So there is a function in Dino_Name_Generator at [Deeplearning.ai notebook](https://github.com/sanzgiri/deeplearning.ai/blob/master/course_5/Dinosaurus%2BIsland%2B--%2BCharacter%2Blevel%2Blanguage%2Bmodel%2Bfinal%2B-%2Bv3.ipynb)


   

    def sample(parameters, char_to_ix, seed):  
        # Retrieve parameters and relevant shapes from "parameters" dictionary
        Waa, Wax, Wya, by, b = parameters['Waa'], parameters['Wax'],parameters['Wya'], parameters['by'], parameters['b']
        vocab_size = by.shape[0]
        n_a = Waa.shape[1]
        
        ### START CODE HERE ###
        # Step 1: Create the one-hot vector x for the first character (initializing the sequence generation). (≈1 line)
        x = np.zeros((vocab_size, 1))
       
        # Step 1': Initialize a_prev as zeros (≈1 line)
        a_prev = np.zeros((n_a, 1))
        
        # Create an empty list of indices, this is the list which will contain the list of indices of the characters to generate (≈1 line)
        indices = []
        
        # Idx is a flag to detect a newline character, we initialize it to -1
        idx = -1 
        
        # Loop over time-steps t.
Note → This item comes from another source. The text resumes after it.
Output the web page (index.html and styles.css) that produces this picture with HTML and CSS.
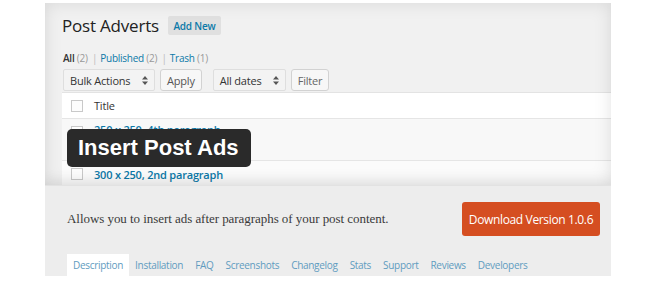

At each time-step, sample a character from a probability distribution and append 
        # its index to "indices". We'll stop if we reach 50 characters (which should be very unlikely with a well 
        # trained model), which helps debugging and prevents entering an infinite loop. 
        counter = 0
        newline_character = char_to_ix['\n']
        
        while (idx != newline_character and counter != 50):
            
            # Step 2: Forward propagate x using the equations (1), (2) and (3)
            a = np.tanh(np.dot(Wax, x) + np.dot(Waa, a_prev) + b)
            z = np.dot(Wya, a) + by
            y = softmax(z)
            
            # for grading purposes
            np.random.seed(counter+seed) 
            
            # Step 3: Sample the index of a character within the vocabulary from the probability distribution y
            idx = np.random.choice(vocab_size, size=None, p = y.ravel())
    
            # Append the index to "indices"
            indices.append(idx)
            
            # Step 4: Overwrite the input character as the one corresponding to the sampled index.
            x = np.zeros((vocab_size, 1))
            x[[idx]] = 1
            
            # Update "a_prev" to be "a"
            a_prev = a
            
            # for grading purposes
            seed += 1
            counter +=1
            
       
        ### END CODE HERE ###
    
        if (counter == 50):
            indices.append(char_to_ix['\n'])
        
        return indices

Can someone please help and explain what benefit of returned indices over normal char_to_integer indices? 

I want to understand the text processing in the link carried out before feeding into the network.